When there appears to be relative safety in our environment after a long period of stress or perceived stress - our bodies are going to interpret this state as us ‘lying in wait.’
It’s not going to assume that we are finally, actually safe.
It’s not going to trust that we can now relax and surrender because we’ve reached a state of actual security.
Rather, it’s going to be ‘stuck’ in that state of expecting something terrible to happen, and in times of peace there is going to be a sense of impending doom looming over us at all times - keeping us alert and on our toes so that we don’t miss the attack when it happens.
When things are calm, we may notice that our bodies have an even HARDER time finding moments of peace and relaxation than they did when scary or hard things were actually happening.
In other words, we may find that we actually have an easier time finding moments of joy, moments of rest and moments of relaxation in the MIDDLE of chaos than we do when we are in circumstances that are truly calm.
This is because during the chaos, we know what we are up against. During the chaos we are aware of the threat that’s happening, and usually we are able to find steps and tools to help us work through the challenge - and this is going to make us feel empowered and it’s going to give us a sense of relative safety within what’s happening.

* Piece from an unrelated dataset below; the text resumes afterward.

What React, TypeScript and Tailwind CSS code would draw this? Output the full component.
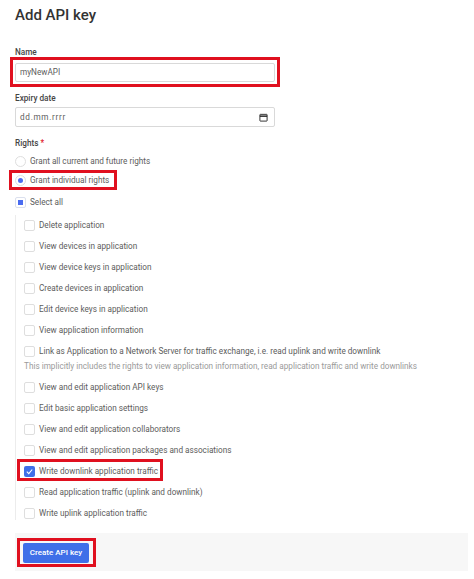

Whereas when nothing is happening, this is going to feel to the body like we are totally powerless - we know deep down that something terrible is going to happen, we are stuck in that state of stress and fear - but we don’t know WHAT the problem is going to be and what we are going to have to do about it. We’re just stuck. Waiting.
This again is where we are going to notice that all of our ‘worst case scenario’ thoughts come up to try to help us ‘get out ahead’ of whatever threat may be coming down the pike at us.
That impending doom feeling isn’t something wrong with you, and the voices in your head coming up with all the worst case scenarios isn’t you just being paranoid - it’s you trying to keep yourself safe from the threat your body is now 100% SURE is going to happen based on the past where you never felt safe.